The Celtic Explorer, a research vessel engaged in bottom trawling

Bottom trawling is trawling (towing a trawl, which is a fishing net) along the sea floor. It is also referred to as "dragging". The scientific community divides bottom trawling into benthic trawling and demersal trawling. Benthic trawling is towing a net at the very bottom of the ocean and demersal trawling is towing a net just above the benthic zone.

Bottom trawling can be contrasted with midwater trawling (also known as pelagic trawling), where a net is towed higher in the water column. Midwater trawling catches pelagic fish such as anchovies, tuna, and mackerel, whereas bottom trawling targets both bottom-living fish (groundfish) and semi-pelagic species such as cod, squid, shrimp, and rockfish.

Trawling is done by a trawler, which can be a small open boat with only 30 hp (22 kW) or a large factory trawler with 10,000 hp (7,500 kW). Bottom trawling can be carried out by one trawler or by two trawlers fishing cooperatively (pair trawling).


A bottom trawler at Viveiro in Spain

An early reference to fishery conservation measures comes from a complaint about a form of trawling dating from the 14th century, during the reign of Edward III. A petition was presented to Parliament in 1376 calling for the prohibition of a "subtlety contrived instrument called the wondyrchoum". This was an early beam trawl with a wooden beam, and consisted of a net 6 m (18 ft) long and 3 m (10 ft) wide,

"of so small a mesh, no manner of fish, however small, entering within it can pass out and is compelled to remain therein and be means of which instrument the fishermen aforesaid take so great abundance of small fish aforesaid, that they know not what to do with them, but feed and fatten the pigs with them, to the great damage of the whole commons of the kingdom, and the destruction of the fisheries in like places, for which they pray remedy."[1]

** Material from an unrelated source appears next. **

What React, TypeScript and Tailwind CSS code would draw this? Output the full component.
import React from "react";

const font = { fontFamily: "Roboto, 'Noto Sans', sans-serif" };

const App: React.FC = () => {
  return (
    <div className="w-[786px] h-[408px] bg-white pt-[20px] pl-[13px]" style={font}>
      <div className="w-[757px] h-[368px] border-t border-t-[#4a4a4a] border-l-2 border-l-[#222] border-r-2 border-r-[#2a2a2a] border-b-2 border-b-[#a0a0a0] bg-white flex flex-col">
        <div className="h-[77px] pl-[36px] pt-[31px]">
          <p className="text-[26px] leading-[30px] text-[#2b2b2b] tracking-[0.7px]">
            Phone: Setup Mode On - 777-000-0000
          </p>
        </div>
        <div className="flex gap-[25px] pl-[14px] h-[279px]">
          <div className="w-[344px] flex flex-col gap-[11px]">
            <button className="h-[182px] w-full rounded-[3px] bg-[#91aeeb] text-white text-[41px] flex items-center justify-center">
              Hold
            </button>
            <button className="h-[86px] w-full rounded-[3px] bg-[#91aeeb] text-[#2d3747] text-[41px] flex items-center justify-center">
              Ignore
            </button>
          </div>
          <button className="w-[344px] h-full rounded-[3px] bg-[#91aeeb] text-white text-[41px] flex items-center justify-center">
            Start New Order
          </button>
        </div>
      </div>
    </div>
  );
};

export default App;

Another source describes the wondyrchoum as

"three fathom long and ten mens' feet wide, and that it had a beam ten feet long, at the end of which were two frames formed like a colerake, that a leaded rope weighted with a great many stones was fixed on the lower part of the net between the two frames, and that another rope was fixed with nails on the upper part of the beam, so that the fish entering the space between the beam and the lower net were caught. The net had maskes of the length and breadth of two men’s thumbs"[2]

The response from the Crown was to "let Commission be made by qualified persons to inquire and certify on the truth of this allegation, and thereon let right be done in the Court of Chancery". Thus, already back in the Middle Ages, basic arguments about three of the most sensitive current issues surrounding trawling - the effect of trawling on the wider environment, the use of small mesh size, and of industrial fishing for animal feed - were already being raised.

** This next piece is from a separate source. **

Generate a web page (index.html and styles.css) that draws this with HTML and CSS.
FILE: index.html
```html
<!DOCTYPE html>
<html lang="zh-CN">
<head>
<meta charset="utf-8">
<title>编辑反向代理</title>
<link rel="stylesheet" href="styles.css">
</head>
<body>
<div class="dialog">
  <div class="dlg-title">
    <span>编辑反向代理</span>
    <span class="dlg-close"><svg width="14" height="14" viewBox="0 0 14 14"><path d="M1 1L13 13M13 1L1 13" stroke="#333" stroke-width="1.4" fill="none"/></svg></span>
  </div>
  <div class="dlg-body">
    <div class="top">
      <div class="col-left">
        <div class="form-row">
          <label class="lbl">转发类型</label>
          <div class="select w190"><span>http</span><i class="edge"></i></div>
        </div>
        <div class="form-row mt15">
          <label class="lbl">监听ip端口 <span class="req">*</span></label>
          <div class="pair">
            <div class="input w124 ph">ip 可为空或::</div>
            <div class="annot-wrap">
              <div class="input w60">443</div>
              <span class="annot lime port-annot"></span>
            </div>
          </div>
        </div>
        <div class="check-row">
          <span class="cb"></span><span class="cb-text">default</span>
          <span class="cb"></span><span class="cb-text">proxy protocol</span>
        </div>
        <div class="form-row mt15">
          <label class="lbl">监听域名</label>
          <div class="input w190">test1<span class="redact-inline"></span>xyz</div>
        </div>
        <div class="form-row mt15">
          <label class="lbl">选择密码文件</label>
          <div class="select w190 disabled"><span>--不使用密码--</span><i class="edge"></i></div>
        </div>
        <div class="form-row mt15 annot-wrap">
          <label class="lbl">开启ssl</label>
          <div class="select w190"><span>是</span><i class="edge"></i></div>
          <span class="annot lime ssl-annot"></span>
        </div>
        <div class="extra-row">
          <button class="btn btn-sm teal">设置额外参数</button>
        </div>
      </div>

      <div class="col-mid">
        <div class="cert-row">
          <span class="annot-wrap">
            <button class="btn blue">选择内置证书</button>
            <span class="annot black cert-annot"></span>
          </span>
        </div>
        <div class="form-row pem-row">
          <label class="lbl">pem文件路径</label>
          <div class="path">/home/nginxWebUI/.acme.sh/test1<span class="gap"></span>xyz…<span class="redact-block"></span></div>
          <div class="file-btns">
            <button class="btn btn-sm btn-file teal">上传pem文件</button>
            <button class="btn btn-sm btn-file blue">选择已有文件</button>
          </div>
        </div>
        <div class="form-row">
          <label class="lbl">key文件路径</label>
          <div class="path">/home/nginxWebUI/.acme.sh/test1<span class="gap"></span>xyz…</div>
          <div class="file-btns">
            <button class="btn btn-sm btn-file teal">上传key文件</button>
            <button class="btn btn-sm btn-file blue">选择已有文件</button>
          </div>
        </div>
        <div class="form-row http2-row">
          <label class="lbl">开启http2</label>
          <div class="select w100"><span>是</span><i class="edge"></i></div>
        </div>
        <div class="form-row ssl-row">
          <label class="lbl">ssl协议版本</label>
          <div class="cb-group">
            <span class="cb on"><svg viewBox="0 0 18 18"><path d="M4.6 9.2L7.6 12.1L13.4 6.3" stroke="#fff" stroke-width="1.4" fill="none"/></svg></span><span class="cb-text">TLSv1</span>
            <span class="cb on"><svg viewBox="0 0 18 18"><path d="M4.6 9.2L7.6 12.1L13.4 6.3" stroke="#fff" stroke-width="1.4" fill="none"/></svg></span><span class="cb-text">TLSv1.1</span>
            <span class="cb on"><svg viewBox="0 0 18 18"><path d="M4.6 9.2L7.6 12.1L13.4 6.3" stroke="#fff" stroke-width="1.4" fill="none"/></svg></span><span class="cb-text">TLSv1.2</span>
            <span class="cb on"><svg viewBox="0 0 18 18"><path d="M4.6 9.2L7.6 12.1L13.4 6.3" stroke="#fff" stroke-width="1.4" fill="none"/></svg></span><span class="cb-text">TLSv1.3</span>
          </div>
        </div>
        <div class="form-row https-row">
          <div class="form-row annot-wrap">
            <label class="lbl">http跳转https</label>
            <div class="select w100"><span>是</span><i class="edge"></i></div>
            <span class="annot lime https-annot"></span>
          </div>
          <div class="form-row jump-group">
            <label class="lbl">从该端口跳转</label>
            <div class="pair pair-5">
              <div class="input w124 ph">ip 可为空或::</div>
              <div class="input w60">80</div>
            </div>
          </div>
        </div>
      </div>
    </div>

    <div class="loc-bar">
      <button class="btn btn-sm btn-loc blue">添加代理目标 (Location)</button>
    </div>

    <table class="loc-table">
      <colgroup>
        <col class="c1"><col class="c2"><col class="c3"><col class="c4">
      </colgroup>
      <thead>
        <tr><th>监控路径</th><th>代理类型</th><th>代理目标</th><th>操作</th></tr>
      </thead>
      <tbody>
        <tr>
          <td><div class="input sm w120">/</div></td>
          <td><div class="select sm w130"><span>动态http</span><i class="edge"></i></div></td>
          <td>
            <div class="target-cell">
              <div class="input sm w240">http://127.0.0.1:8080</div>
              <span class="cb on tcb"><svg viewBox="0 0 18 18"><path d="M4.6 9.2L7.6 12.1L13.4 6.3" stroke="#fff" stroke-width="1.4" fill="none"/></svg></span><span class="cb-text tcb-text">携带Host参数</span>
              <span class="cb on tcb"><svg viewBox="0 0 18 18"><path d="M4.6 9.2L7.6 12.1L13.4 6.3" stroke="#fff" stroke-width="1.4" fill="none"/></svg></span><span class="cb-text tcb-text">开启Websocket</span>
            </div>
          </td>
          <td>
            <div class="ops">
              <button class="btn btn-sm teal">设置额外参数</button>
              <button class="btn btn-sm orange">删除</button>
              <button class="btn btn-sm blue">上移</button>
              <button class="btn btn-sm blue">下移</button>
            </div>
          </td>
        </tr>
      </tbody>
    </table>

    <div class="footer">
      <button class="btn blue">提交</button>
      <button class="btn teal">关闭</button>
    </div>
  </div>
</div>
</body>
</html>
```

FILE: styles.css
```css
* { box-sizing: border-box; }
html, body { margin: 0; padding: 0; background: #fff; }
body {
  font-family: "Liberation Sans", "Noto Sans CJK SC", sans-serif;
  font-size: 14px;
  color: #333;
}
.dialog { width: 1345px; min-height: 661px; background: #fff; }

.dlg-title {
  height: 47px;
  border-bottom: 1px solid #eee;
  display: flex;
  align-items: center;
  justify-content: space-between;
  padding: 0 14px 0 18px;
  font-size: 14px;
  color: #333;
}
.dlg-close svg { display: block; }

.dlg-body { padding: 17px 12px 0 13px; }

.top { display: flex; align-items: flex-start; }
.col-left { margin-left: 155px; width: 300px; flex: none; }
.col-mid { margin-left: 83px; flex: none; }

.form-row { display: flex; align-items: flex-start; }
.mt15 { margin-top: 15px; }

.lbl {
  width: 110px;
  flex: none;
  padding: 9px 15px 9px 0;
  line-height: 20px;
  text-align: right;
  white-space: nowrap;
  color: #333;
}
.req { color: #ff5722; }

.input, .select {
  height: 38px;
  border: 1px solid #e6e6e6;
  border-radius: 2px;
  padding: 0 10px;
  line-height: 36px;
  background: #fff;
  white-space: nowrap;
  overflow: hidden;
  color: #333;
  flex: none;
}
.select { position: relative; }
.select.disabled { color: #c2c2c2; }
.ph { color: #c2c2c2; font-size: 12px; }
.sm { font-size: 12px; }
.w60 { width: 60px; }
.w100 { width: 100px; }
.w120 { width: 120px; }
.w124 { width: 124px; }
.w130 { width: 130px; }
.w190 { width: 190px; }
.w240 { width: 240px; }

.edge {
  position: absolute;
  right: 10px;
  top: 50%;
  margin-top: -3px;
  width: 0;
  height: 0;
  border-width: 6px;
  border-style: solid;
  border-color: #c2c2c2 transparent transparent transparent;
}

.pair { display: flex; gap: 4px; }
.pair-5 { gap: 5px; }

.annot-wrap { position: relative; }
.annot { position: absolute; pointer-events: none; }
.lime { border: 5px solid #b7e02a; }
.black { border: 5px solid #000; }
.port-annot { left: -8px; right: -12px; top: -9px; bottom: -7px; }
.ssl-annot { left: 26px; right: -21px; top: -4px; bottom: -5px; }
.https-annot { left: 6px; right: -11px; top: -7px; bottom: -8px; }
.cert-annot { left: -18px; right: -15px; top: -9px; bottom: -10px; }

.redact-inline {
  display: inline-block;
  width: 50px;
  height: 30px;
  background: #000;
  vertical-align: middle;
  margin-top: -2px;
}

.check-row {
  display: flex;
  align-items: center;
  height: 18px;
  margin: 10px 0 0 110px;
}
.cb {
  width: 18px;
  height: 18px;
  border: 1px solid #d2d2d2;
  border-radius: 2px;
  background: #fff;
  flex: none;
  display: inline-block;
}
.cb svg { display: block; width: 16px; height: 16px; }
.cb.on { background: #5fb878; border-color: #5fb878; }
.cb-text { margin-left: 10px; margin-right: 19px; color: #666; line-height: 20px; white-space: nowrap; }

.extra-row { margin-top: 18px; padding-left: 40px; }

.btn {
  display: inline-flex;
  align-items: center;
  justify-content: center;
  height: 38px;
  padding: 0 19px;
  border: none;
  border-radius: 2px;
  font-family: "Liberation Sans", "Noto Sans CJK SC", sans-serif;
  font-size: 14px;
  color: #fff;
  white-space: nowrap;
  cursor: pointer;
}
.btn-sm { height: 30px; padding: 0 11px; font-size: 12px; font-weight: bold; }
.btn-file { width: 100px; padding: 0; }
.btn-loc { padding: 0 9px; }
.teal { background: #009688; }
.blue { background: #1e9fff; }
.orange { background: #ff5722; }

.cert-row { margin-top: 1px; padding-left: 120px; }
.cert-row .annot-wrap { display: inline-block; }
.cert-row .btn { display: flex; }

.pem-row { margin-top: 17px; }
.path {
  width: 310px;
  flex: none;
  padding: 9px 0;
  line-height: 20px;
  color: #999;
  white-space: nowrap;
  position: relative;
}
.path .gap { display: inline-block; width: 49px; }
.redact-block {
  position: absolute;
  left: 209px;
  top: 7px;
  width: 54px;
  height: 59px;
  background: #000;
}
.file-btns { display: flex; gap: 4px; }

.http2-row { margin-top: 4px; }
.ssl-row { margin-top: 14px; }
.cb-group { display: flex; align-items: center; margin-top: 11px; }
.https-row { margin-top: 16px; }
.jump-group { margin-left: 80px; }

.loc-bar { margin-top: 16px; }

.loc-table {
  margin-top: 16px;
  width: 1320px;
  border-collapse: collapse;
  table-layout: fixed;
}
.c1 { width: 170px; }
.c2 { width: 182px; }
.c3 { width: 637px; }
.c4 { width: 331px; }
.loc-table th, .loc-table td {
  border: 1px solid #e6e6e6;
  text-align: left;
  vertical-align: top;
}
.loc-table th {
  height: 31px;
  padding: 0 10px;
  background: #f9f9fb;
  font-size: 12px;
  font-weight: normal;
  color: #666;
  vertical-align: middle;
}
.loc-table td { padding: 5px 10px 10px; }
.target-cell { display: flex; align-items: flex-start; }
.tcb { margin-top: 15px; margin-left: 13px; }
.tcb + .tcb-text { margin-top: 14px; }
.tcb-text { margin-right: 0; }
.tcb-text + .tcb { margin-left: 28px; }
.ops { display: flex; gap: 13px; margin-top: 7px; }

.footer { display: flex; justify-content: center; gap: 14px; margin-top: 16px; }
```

Until the late 18th century sailing vessels were only capable of towing small trawls. However, in the closing years of that century a type of vessel emerged that was capable of towing a large trawl, in deeper waters. The development of this type of craft, the sailing trawler, is credited to the fishermen of Brixham in Devon. The new method proved to be far more efficient than traditional long-lining. At first its use was confined to the western half of the English Channel, but as the Brixham men extended their range to the North Sea and Irish Sea it became the norm there too.

By the end of the 19th century there were more than 3,000 sailing trawlers in commission in UK waters and the practice had spread to neighbouring European countries. Despite the availability of steam, trawling under sail continued to be economically efficient, and sailing trawlers continued to be built until the middle of the 1920s. Some were still operating in UK waters until the outbreak of World War II, and in Scandinavia and the Faroe Islands until the 1950s.

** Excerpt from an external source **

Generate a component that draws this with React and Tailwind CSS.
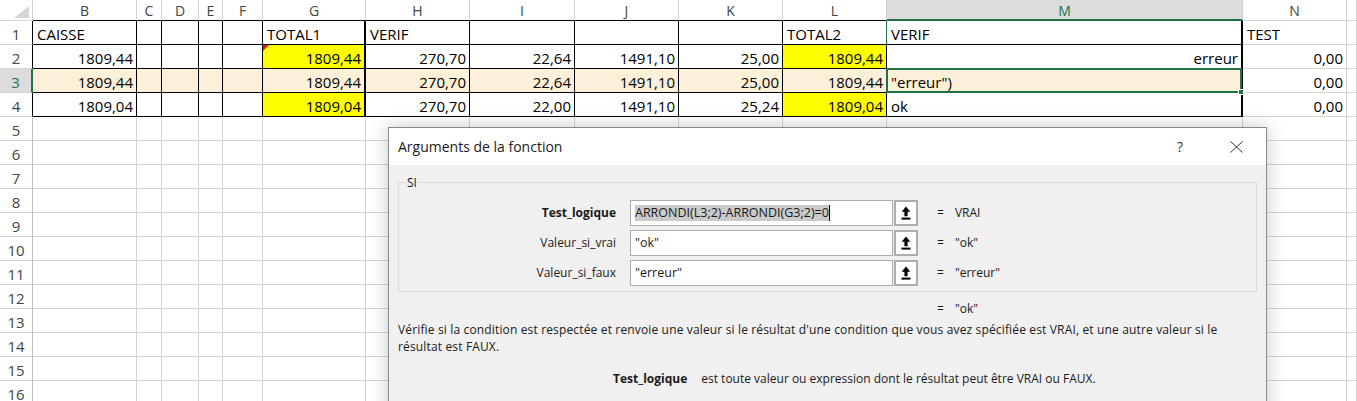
import React from 'react';

const COLS = ['B', 'C', 'D', 'E', 'F', 'G', 'H', 'I', 'J', 'K', 'L', 'M', 'N', 'O'];
const TABLE = ['B', 'C', 'D', 'E', 'F', 'G', 'H', 'I', 'J', 'K', 'L', 'M'];
const ROWS = Array.from({ length: 16 }, (_, i) => i + 1);

const DATA = {
  1: { B: ['CAISSE', 'l'], G: ['TOTAL1', 'l'], H: ['VERIF', 'l'], L: ['TOTAL2', 'l'], M: ['VERIF', 'l'], N: ['TEST', 'l'] },
  2: { B: ['1809,44', 'r'], G: ['1809,44', 'r'], H: ['270,70', 'r'], I: ['22,64', 'r'], J: ['1491,10', 'r'], K: ['25,00', 'r'], L: ['1809,44', 'r'], M: ['erreur', 'r'], N: ['0,00', 'r'] },
  3: { B: ['1809,44', 'r'], G: ['1809,44', 'r'], H: ['270,70', 'r'], I: ['22,64', 'r'], J: ['1491,10', 'r'], K: ['25,00', 'r'], L: ['1809,44', 'r'], M: ['"erreur")', 'l'], N: ['0,00', 'r'] },
  4: { B: ['1809,04', 'r'], G: ['1809,04', 'r'], H: ['270,70', 'r'], I: ['22,00', 'r'], J: ['1491,10', 'r'], K: ['25,24', 'r'], L: ['1809,04', 'r'], M: ['ok', 'l'], N: ['0,00', 'r'] },
};
const YELLOW = { G2: 1, G4: 1, L2: 1, L4: 1 };

function headerLetterClass(col) {
  let c = 'flex items-center justify-center pt-[1px] border-r border-b border-r-[#d4d4d4] text-[14px] ';
  if (col === 'M') c += 'border-b-2 border-b-[#217346] bg-[#dcdcdc] text-[#217346]';
  else if (col === 'N' || col === 'O') c += 'border-b-[#d4d4d4] bg-white text-[#444]';
  else c += 'border-b-black bg-white text-[#444]';
  return c;
}

function rowHeaderClass(row) {
  let c = 'flex items-end justify-center border-b border-b-[#d4d4d4] text-[15px] leading-[20px] ';
  if (row === 3) c += 'border-r-2 border-r-[#217346] bg-[#dcdcdc] text-[#217346]';
  else if (row <= 4) c += 'border-r border-r-black bg-white text-[#444]';
  else c += 'border-r border-r-[#bdbdbd] bg-white text-[#444]';
  return c;
}

function cellClass(row, col, align) {
  const inTable = row <= 4 && TABLE.includes(col);
  let c = 'relative flex items-end whitespace-nowrap border-b text-[15px] leading-[20px] text-black ';
  c += inTable && (col === 'G' || col === 'M') ? 'border-r-2 ' : 'border-r ';
  if (row === 1 && col === 'L') c += 'border-r-[#217346] ';
  else if (inTable) c += 'border-r-black ';
  else c += 'border-r-[#d4d4d4] ';
  c += inTable ? 'border-b-black ' : 'border-b-[#d4d4d4] ';
  if (YELLOW[col + row]) c += 'bg-[#ffff00] ';
  else if (row === 3 && inTable) c += 'bg-[#fdf0d8] ';
  else c += 'bg-white ';
  c += align === 'r' ? 'justify-end pr-[3px]' : 'justify-start pl-[4px]';
  return c;
}

function UploadIcon() {
  return (
    <svg width="10" height="14" viewBox="0 0 10 14">
      <path d="M5 0.5 L9.3 5.8 H6.6 V10.2 H3.4 V5.8 H0.7 Z" fill="#000" />
      <rect x="0.5" y="11.6" width="9" height="2" fill="#000" />
    </svg>
  );
}

function ArgRow({ label, bold, value, result, selected }) {
  return (
    <div className="flex h-[26px] items-center">
      <div className={'w-[217px] text-right ' + (bold ? 'font-bold' : '')}>{label}</div>
      <div className="ml-[14px] flex h-[26px] w-[263px] items-center border border-[#ababab] bg-white pl-[4px] text-[12.5px] whitespace-nowrap">
        {selected ? (
          <>
            <span className="bg-[#cacaca] leading-[16px]">{value}</span>
            <span className="h-[16px] w-[1px] bg-black" />
          </>
        ) : (
          <span>{value}</span>
        )}
      </div>
      <div className="ml-[1px] flex h-[26px] w-[24px] items-center justify-center border-2 border-[#adadad] bg-white">
        <UploadIcon />
      </div>
      <span className="ml-[19px]">=</span>
      <span className="ml-[11px]">{result}</span>
    </div>
  );
}

function Dialog() {
  return (
    <div className="absolute left-[388px] top-[127px] z-20 h-[300px] w-[879px] border border-[#8a8a8a] bg-[#f0f0f0] font-['Open_Sans',sans-serif] text-[12px] text-[#1a1a1a] shadow-[0_0_18px_rgba(0,0,0,0.22)]">
      <div className="flex h-[37px] items-center bg-white pl-[9px]">
        <span className="text-[14px]">Arguments de la fonction</span>
        <span className="ml-auto text-[14px] text-[#333]">?</span>
        <svg className="ml-[47px] mr-[23px]" width="13" height="12" viewBox="0 0 13 12">
          <path d="M0.5 0.5 L12.5 11.5 M12.5 0.5 L0.5 11.5" stroke="#333" strokeWidth="1" fill="none" />
        </svg>
      </div>
      <div className="px-[9px]">
        <div className="relative mt-[17px] h-[110px] border border-[#dadada]">
          <span className="absolute -top-[7px] left-[7px] bg-[#f0f0f0] px-[1px] leading-[14px]">SI</span>
          <div className="flex flex-col gap-[4px] pt-[17px]">
            <ArgRow label="Test_logique" bold value="ARRONDI(L3;2)-ARRONDI(G3;2)=0" result="VRAI" selected />
            <ArgRow label="Valeur_si_vrai" value={'"ok"'} result={'"ok"'} />
            <ArgRow label="Valeur_si_faux" value={'"erreur"'} result={'"erreur"'} />
          </div>
        </div>
        <div className="mt-[7px] flex h-[20px] items-center">
          <span className="ml-[539px]">=</span>
          <span className="ml-[11px]">"ok"</span>
        </div>
        <div className="mt-[2px] whitespace-nowrap leading-[17px] tracking-[0.15px]">
          Vérifie si la condition est respectée et renvoie une valeur si le résultat d'une condition que vous avez spécifiée est VRAI, et une autre valeur si le
          <br />
          résultat est FAUX.
        </div>
        <div className="mt-[15px] flex whitespace-nowrap leading-[17px]">
          <span className="ml-[215px] font-bold">Test_logique</span>
          <span className="ml-[14px]">est toute valeur ou expression dont le résultat peut être VRAI ou FAUX.</span>
        </div>
      </div>
    </div>
  );
}

export default function App() {
  return (
    <div className="relative h-[401px] w-[1357px] overflow-hidden bg-white font-['Open_Sans',sans-serif]">
      <div className="grid grid-cols-[33px_104px_25px_37px_24px_40px_103px_104px_105px_104px_104px_104px_356px_104px_1fr] grid-rows-[21px_repeat(16,24px)]">
        <div className="flex items-end justify-end border-b border-r border-b-[#d4d4d4] border-r-[#d4d4d4] bg-white pb-[2px] pr-[3px]">
          <svg width="15" height="12" viewBox="0 0 15 12">
            <path d="M15 0 L15 12 L0 12 Z" fill="#d6d6d6" />
          </svg>
        </div>
        {COLS.map((col) => (
          <div key={'h' + col} className={headerLetterClass(col)}>
            {col === 'O' ? '' : col}
          </div>
        ))}
        {ROWS.map((row) => (
          <React.Fragment key={'r' + row}>
            <div className={rowHeaderClass(row)}>{row}</div>
            {COLS.map((col) => {
              const d = (DATA[row] || {})[col];
              const align = d ? d[1] : 'l';
              return (
                <div key={col + row} className={cellClass(row, col, align)}>
                  {d ? d[0] : ''}
                  {col === 'G' && row === 2 && (
                    <span className="absolute left-0 top-0 h-0 w-0 border-r-[6px] border-t-[6px] border-r-transparent border-t-[#e02020]" />
                  )}
                  {col === 'M' && row === 3 && (
                    <span className="pointer-events-none absolute -bottom-[1px] -left-[1px] -right-[1px] -top-[1px] z-10 border-2 border-[#217346]">
                      <span className="absolute -bottom-[4px] -right-[4px] h-[6px] w-[6px] border border-white bg-[#217346]" />
                    </span>
                  )}
                </div>
              );
            })}
          </React.Fragment>
        ))}
      </div>
      <Dialog />
    </div>
  );
}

English commissions in the 19th century determined that there should be no limitation on trawling. They believed that bottom trawling, like tilling of land, actually increased production. As evidence, they noted that a second trawler would often follow a first trawler, and that the second trawler would often harvest even more fish than the first. The reason for this peculiarity is that the destruction caused by the first trawl resulted in many dead and dying organisms, which temporarily attracted a large number of additional species to feed on this moribund mass.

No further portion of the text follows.